> **Aim of the exercise**:
Reproduce all of the data word for word.

begin Records for this task

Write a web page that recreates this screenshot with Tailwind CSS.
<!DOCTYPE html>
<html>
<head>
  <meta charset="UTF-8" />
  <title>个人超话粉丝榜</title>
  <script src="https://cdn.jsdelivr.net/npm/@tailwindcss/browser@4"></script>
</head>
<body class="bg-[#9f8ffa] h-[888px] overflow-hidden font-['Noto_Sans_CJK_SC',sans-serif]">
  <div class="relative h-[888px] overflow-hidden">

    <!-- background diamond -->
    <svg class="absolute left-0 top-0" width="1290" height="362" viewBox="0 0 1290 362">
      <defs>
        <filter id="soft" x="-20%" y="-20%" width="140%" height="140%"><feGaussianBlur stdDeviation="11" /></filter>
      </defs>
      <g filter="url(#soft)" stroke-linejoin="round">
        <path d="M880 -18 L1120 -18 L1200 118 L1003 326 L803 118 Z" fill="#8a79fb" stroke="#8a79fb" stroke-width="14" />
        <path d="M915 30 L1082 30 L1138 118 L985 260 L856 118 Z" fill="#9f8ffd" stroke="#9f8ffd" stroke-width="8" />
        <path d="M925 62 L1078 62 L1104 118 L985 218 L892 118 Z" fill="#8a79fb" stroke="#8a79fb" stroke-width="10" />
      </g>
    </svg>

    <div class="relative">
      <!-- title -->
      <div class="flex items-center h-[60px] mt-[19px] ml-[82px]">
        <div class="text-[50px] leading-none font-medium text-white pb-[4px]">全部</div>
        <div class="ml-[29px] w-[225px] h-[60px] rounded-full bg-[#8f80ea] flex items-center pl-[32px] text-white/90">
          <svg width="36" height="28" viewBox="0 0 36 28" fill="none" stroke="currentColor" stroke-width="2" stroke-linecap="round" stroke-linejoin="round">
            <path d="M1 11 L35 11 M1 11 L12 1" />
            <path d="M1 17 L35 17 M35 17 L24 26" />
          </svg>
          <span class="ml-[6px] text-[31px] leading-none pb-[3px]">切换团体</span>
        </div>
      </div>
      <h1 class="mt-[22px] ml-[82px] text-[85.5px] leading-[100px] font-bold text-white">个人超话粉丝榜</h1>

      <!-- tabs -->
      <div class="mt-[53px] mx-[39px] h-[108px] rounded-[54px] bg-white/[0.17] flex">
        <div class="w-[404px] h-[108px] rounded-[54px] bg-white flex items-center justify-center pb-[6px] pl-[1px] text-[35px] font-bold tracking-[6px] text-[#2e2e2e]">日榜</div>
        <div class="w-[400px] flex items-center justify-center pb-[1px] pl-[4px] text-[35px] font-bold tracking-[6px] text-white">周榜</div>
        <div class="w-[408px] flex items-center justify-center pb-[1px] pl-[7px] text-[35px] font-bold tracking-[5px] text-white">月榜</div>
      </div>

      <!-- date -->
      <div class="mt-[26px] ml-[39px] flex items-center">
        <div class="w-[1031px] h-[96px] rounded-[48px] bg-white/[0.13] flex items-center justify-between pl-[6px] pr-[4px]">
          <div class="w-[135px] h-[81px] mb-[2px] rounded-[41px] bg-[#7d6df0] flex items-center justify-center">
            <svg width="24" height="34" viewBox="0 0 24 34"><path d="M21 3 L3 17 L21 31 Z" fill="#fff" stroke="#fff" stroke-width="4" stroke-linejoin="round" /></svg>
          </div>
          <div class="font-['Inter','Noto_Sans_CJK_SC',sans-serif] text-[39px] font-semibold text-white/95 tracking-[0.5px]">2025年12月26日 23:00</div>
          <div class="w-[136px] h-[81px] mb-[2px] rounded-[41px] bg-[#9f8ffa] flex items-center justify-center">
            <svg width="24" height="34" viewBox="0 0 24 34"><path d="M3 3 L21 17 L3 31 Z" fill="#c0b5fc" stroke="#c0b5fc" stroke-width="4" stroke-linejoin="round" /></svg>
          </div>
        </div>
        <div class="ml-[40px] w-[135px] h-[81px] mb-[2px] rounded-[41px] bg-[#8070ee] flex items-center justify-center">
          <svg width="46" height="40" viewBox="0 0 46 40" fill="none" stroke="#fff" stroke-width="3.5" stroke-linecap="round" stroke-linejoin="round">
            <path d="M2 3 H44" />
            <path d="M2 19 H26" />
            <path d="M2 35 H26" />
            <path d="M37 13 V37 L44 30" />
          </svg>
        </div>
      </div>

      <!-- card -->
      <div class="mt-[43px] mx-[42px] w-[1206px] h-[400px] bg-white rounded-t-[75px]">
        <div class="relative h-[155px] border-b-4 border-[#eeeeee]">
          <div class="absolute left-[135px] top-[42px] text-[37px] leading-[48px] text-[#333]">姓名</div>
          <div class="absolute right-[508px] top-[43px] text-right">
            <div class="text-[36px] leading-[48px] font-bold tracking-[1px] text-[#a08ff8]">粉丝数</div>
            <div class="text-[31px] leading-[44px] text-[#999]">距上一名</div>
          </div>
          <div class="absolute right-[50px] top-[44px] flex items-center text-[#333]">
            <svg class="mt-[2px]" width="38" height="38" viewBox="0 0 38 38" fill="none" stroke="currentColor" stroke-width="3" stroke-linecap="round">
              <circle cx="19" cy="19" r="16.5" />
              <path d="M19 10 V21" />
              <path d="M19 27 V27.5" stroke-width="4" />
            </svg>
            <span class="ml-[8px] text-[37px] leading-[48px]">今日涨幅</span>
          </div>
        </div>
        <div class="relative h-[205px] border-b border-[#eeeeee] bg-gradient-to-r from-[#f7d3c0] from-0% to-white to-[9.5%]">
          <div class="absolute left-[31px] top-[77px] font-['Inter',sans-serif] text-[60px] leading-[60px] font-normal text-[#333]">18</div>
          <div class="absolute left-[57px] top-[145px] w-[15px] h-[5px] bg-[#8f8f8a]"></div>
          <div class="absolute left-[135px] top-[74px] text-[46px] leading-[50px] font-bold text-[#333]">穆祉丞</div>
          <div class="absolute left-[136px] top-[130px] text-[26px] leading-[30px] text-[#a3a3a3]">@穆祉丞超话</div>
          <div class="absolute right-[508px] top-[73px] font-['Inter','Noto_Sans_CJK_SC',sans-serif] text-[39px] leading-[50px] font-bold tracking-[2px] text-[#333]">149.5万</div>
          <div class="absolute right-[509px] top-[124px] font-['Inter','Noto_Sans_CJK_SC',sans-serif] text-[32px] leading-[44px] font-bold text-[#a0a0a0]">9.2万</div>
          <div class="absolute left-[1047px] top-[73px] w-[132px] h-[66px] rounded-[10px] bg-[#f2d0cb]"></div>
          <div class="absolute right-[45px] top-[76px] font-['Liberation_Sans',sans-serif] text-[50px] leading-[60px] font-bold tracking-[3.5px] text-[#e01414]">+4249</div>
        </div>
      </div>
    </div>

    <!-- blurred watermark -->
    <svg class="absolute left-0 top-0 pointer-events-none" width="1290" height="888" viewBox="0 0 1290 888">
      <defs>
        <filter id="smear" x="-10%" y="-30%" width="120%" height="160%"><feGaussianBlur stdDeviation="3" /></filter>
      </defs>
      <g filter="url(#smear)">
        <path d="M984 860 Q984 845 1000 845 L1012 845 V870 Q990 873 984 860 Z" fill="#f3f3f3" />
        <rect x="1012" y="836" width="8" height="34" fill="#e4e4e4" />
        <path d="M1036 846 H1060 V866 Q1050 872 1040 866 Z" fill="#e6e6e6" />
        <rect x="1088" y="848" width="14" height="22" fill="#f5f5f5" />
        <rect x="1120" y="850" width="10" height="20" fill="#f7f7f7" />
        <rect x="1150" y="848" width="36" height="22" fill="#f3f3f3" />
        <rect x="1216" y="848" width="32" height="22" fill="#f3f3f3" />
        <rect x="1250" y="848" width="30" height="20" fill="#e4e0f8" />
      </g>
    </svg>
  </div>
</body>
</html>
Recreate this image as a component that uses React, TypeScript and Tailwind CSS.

end Records for this task

> **Answer in full**:
Write a web page that recreates this screenshot with Tailwind CSS.
<!DOCTYPE html>
<html>
<head>
  <meta charset="UTF-8" />
  <title>个人超话粉丝榜</title>
  <script src="https://cdn.jsdelivr.net/npm/@tailwindcss/browser@4"></script>
</head>
<body class="bg-[#9f8ffa] h-[888px] overflow-hidden font-['Noto_Sans_CJK_SC',sans-serif]">
  <div class="relative h-[888px] overflow-hidden">

    <!-- background diamond -->
    <svg class="absolute left-0 top-0" width="1290" height="362" viewBox="0 0 1290 362">
      <defs>
        <filter id="soft" x="-20%" y="-20%" width="140%" height="140%"><feGaussianBlur stdDeviation="11" /></filter>
      </defs>
      <g filter="url(#soft)" stroke-linejoin="round">
        <path d="M880 -18 L1120 -18 L1200 118 L1003 326 L803 118 Z" fill="#8a79fb" stroke="#8a79fb" stroke-width="14" />
        <path d="M915 30 L1082 30 L1138 118 L985 260 L856 118 Z" fill="#9f8ffd" stroke="#9f8ffd" stroke-width="8" />
        <path d="M925 62 L1078 62 L1104 118 L985 218 L892 118 Z" fill="#8a79fb" stroke="#8a79fb" stroke-width="10" />
      </g>
    </svg>

    <div class="relative">
      <!-- title -->
      <div class="flex items-center h-[60px] mt-[19px] ml-[82px]">
        <div class="text-[50px] leading-none font-medium text-white pb-[4px]">全部</div>
        <div class="ml-[29px] w-[225px] h-[60px] rounded-full bg-[#8f80ea] flex items-center pl-[32px] text-white/90">
          <svg width="36" height="28" viewBox="0 0 36 28" fill="none" stroke="currentColor" stroke-width="2" stroke-linecap="round" stroke-linejoin="round">
            <path d="M1 11 L35 11 M1 11 L12 1" />
            <path d="M1 17 L35 17 M35 17 L24 26" />
          </svg>
          <span class="ml-[6px] text-[31px] leading-none pb-[3px]">切换团体</span>
        </div>
      </div>
      <h1 class="mt-[22px] ml-[82px] text-[85.5px] leading-[100px] font-bold text-white">个人超话粉丝榜</h1>

      <!-- tabs -->
      <div class="mt-[53px] mx-[39px] h-[108px] rounded-[54px] bg-white/[0.17] flex">
        <div class="w-[404px] h-[108px] rounded-[54px] bg-white flex items-center justify-center pb-[6px] pl-[1px] text-[35px] font-bold tracking-[6px] text-[#2e2e2e]">日榜</div>
        <div class="w-[400px] flex items-center justify-center pb-[1px] pl-[4px] text-[35px] font-bold tracking-[6px] text-white">周榜</div>
        <div class="w-[408px] flex items-center justify-center pb-[1px] pl-[7px] text-[35px] font-bold tracking-[5px] text-white">月榜</div>
      </div>

      <!-- date -->
      <div class="mt-[26px] ml-[39px] flex items-center">
        <div class="w-[1031px] h-[96px] rounded-[48px] bg-white/[0.13] flex items-center justify-between pl-[6px] pr-[4px]">
          <div class="w-[135px] h-[81px] mb-[2px] rounded-[41px] bg-[#7d6df0] flex items-center justify-center">
            <svg width="24" height="34" viewBox="0 0 24 34"><path d="M21 3 L3 17 L21 31 Z" fill="#fff" stroke="#fff" stroke-width="4" stroke-linejoin="round" /></svg>
          </div>
          <div class="font-['Inter','Noto_Sans_CJK_SC',sans-serif] text-[39px] font-semibold text-white/95 tracking-[0.5px]">2025年12月26日 23:00</div>
          <div class="w-[136px] h-[81px] mb-[2px] rounded-[41px] bg-[#9f8ffa] flex items-center justify-center">
            <svg width="24" height="34" viewBox="0 0 24 34"><path d="M3 3 L21 17 L3 31 Z" fill="#c0b5fc" stroke="#c0b5fc" stroke-width="4" stroke-linejoin="round" /></svg>
          </div>
        </div>
        <div class="ml-[40px] w-[135px] h-[81px] mb-[2px] rounded-[41px] bg-[#8070ee] flex items-center justify-center">
          <svg width="46" height="40" viewBox="0 0 46 40" fill="none" stroke="#fff" stroke-width="3.5" stroke-linecap="round" stroke-linejoin="round">
            <path d="M2 3 H44" />
            <path d="M2 19 H26" />
            <path d="M2 35 H26" />
            <path d="M37 13 V37 L44 30" />
          </svg>
        </div>
      </div>

      <!-- card -->
      <div class="mt-[43px] mx-[42px] w-[1206px] h-[400px] bg-white rounded-t-[75px]">
        <div class="relative h-[155px] border-b-4 border-[#eeeeee]">
          <div class="absolute left-[135px] top-[42px] text-[37px] leading-[48px] text-[#333]">姓名</div>
          <div class="absolute right-[508px] top-[43px] text-right">
            <div class="text-[36px] leading-[48px] font-bold tracking-[1px] text-[#a08ff8]">粉丝数</div>
            <div class="text-[31px] leading-[44px] text-[#999]">距上一名</div>
          </div>
          <div class="absolute right-[50px] top-[44px] flex items-center text-[#333]">
            <svg class="mt-[2px]" width="38" height="38" viewBox="0 0 38 38" fill="none" stroke="currentColor" stroke-width="3" stroke-linecap="round">
              <circle cx="19" cy="19" r="16.5" />
              <path d="M19 10 V21" />
              <path d="M19 27 V27.5" stroke-width="4" />
            </svg>
            <span class="ml-[8px] text-[37px] leading-[48px]">今日涨幅</span>
          </div>
        </div>
        <div class="relative h-[205px] border-b border-[#eeeeee] bg-gradient-to-r from-[#f7d3c0] from-0% to-white to-[9.5%]">
          <div class="absolute left-[31px] top-[77px] font-['Inter',sans-serif] text-[60px] leading-[60px] font-normal text-[#333]">18</div>
          <div class="absolute left-[57px] top-[145px] w-[15px] h-[5px] bg-[#8f8f8a]"></div>
          <div class="absolute left-[135px] top-[74px] text-[46px] leading-[50px] font-bold text-[#333]">穆祉丞</div>
          <div class="absolute left-[136px] top-[130px] text-[26px] leading-[30px] text-[#a3a3a3]">@穆祉丞超话</div>
          <div class="absolute right-[508px] top-[73px] font-['Inter','Noto_Sans_CJK_SC',sans-serif] text-[39px] leading-[50px] font-bold tracking-[2px] text-[#333]">149.5万</div>
          <div class="absolute right-[509px] top-[124px] font-['Inter','Noto_Sans_CJK_SC',sans-serif] text-[32px] leading-[44px] font-bold text-[#a0a0a0]">9.2万</div>
          <div class="absolute left-[1047px] top-[73px] w-[132px] h-[66px] rounded-[10px] bg-[#f2d0cb]"></div>
          <div class="absolute right-[45px] top-[76px] font-['Liberation_Sans',sans-serif] text-[50px] leading-[60px] font-bold tracking-[3.5px] text-[#e01414]">+4249</div>
        </div>
      </div>
    </div>

    <!-- blurred watermark -->
    <svg class="absolute left-0 top-0 pointer-events-none" width="1290" height="888" viewBox="0 0 1290 888">
      <defs>
        <filter id="smear" x="-10%" y="-30%" width="120%" height="160%"><feGaussianBlur stdDeviation="3" /></filter>
      </defs>
      <g filter="url(#smear)">
        <path d="M984 860 Q984 845 1000 845 L1012 845 V870 Q990 873 984 860 Z" fill="#f3f3f3" />
        <rect x="1012" y="836" width="8" height="34" fill="#e4e4e4" />
        <path d="M1036 846 H1060 V866 Q1050 872 1040 866 Z" fill="#e6e6e6" />
        <rect x="1088" y="848" width="14" height="22" fill="#f5f5f5" />
        <rect x="1120" y="850" width="10" height="20" fill="#f7f7f7" />
        <rect x="1150" y="848" width="36" height="22" fill="#f3f3f3" />
        <rect x="1216" y="848" width="32" height="22" fill="#f3f3f3" />
        <rect x="1250" y="848" width="30" height="20" fill="#e4e0f8" />
      </g>
    </svg>
  </div>
</body>
</html>
Recreate this image as a component that uses React, TypeScript and Tailwind CSS.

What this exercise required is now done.